Ich habe nie einen Anruf erhalten. Ich kann mir vorstellen, dass in einigen Fällen diskutiert wurde. Aber ich habe nie etwas mitbekommen, kann aber auch nichts ausschließen.
Christine Lagardes Vorgänger als EZB-Chef war Mario Draghi. Sein „Whatever it takes“ in der Eurokrise war historisch. Aber war es in dieser Dimension im Nachhinein berechtigt?
Ja, das war sehr gut, es hat den Euro wirklich gerettet, weil damals Spekulanten gegen uns gewettet haben. Aber später hat er die Negativzinsen ohne Absprache weiter gesenkt.
Auf Europas Wirtschaft lasten auch die Russland-Sanktionen. Sind diese überschießend?

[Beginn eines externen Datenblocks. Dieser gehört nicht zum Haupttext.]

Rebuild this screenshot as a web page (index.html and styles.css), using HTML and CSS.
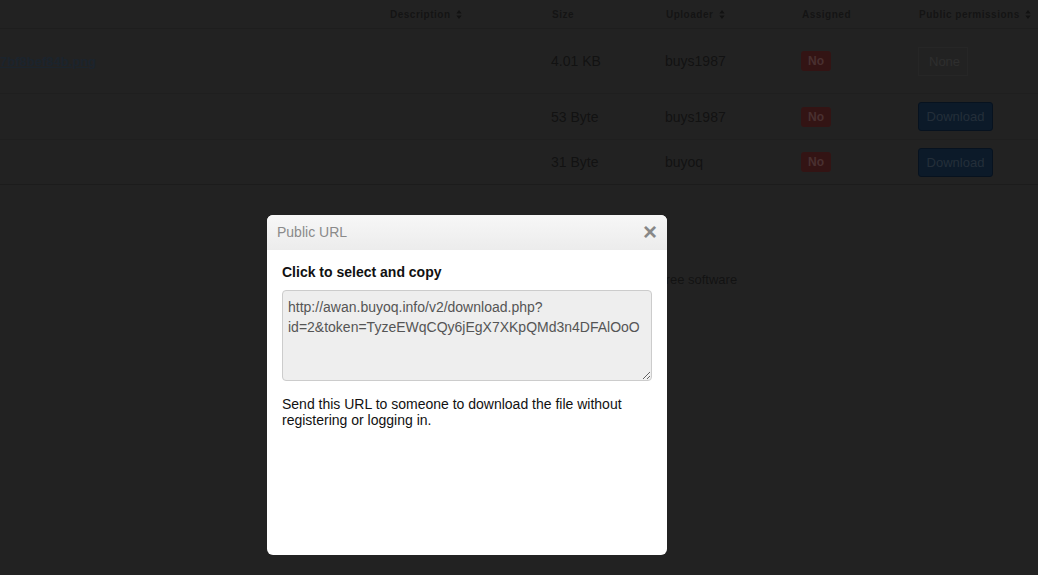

Ich sehe das differenziert. Historisch haben Sanktionen bisher nur ein einziges Mal wirklich gewirkt, und zwar beim Boykott von Südafrika. Sanktionen führen immer zu Umgehungen. Und Sanktionen tun einem auch selbst weh. Besser wäre es gewesen, wie von Ökonom Daniel Gros vorgeschlagen, extrem hohe Abgaben auf russisches Öl und Gas einzuheben. Russland hätte das damals mangels anderer Abnehmer akzeptieren müssen. Die Mehreinnahmen hätten für Kompensationen der Kunden genutzt werden können. Aber die EU wollte diesen Weg nicht gehen.